**DATA BLOCK**

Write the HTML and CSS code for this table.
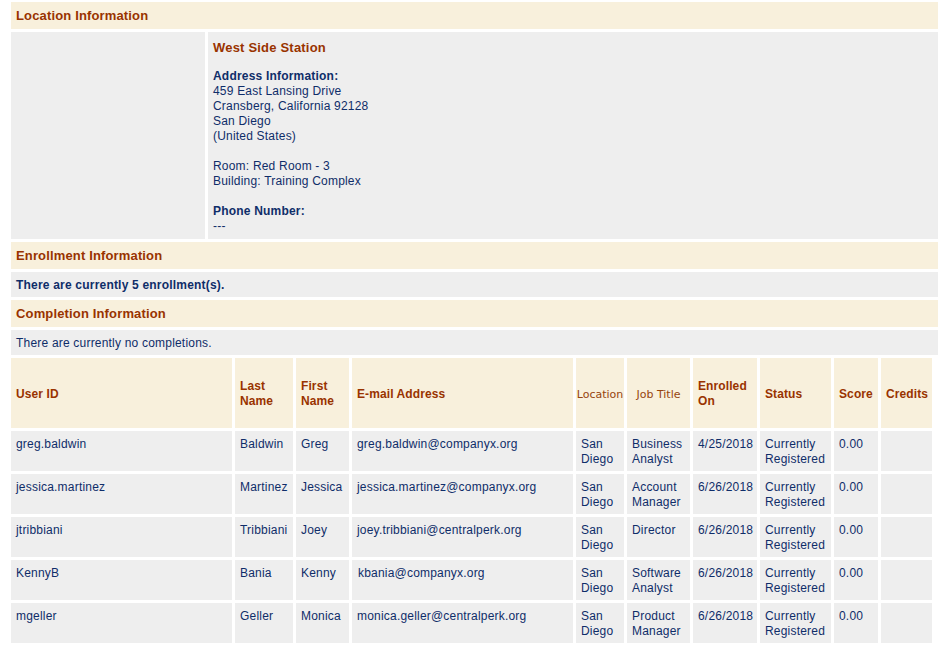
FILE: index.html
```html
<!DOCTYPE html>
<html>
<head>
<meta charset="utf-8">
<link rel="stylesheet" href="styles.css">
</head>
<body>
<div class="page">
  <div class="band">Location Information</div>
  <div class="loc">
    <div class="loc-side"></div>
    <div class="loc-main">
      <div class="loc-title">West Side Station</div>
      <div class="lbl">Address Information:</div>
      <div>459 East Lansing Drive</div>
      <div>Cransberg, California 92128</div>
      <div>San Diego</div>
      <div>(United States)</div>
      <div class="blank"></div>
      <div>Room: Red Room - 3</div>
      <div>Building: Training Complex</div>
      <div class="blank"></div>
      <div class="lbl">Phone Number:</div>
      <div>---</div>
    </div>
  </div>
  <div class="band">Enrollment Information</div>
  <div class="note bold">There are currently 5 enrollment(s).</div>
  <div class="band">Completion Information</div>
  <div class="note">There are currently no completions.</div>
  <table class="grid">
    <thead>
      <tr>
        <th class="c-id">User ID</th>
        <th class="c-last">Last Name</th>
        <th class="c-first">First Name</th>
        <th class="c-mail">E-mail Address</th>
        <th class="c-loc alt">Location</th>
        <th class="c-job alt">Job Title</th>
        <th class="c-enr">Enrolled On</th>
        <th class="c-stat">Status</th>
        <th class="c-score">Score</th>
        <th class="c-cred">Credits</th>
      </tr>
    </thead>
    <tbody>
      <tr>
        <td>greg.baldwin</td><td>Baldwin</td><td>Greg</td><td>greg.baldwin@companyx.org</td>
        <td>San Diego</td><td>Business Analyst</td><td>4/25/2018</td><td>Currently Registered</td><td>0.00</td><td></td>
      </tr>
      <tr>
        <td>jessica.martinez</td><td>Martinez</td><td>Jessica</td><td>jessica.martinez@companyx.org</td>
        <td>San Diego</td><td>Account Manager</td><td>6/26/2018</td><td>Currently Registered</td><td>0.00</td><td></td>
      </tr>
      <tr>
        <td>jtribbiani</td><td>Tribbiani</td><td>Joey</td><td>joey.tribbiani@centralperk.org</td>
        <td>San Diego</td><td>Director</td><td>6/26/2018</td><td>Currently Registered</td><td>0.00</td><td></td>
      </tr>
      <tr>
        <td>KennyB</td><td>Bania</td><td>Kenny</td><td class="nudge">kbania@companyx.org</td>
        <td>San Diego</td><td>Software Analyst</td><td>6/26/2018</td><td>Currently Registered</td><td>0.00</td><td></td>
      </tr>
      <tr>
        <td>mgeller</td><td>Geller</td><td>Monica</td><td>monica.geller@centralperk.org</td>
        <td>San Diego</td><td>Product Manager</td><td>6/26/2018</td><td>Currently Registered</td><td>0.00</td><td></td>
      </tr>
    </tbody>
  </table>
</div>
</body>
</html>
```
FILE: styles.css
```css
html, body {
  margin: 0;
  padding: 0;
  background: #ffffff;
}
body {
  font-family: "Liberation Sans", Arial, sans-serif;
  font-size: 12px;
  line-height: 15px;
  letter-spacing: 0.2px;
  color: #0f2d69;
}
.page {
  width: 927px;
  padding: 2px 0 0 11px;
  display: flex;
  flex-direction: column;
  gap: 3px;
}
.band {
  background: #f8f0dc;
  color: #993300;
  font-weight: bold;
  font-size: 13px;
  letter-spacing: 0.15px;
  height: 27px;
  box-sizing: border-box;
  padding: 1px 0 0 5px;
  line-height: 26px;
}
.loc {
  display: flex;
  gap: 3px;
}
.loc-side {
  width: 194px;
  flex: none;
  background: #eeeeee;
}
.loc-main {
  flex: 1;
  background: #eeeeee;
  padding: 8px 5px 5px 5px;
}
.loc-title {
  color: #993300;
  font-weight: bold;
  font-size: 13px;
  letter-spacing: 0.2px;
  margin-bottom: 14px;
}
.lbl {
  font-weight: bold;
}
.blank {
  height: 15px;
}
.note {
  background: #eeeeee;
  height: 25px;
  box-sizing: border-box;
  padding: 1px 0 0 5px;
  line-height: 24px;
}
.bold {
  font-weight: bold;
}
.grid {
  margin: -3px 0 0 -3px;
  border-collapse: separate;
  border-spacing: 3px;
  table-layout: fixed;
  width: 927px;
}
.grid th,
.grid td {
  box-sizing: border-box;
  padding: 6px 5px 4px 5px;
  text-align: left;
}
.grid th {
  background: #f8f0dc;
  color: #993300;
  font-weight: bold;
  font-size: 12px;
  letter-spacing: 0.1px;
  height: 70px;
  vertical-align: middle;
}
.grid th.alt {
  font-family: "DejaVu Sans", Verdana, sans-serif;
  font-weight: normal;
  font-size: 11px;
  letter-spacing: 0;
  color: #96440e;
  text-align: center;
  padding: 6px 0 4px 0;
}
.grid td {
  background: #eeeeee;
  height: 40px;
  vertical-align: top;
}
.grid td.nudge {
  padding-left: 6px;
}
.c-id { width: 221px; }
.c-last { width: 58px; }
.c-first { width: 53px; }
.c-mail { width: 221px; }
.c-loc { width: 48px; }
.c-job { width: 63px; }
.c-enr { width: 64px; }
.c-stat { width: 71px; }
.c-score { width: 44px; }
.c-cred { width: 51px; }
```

**YOUR INSTRUCTIONS**
State the count of lines that contain the string "table". Nothing else is needed.

**CORRECT ANSWER**
4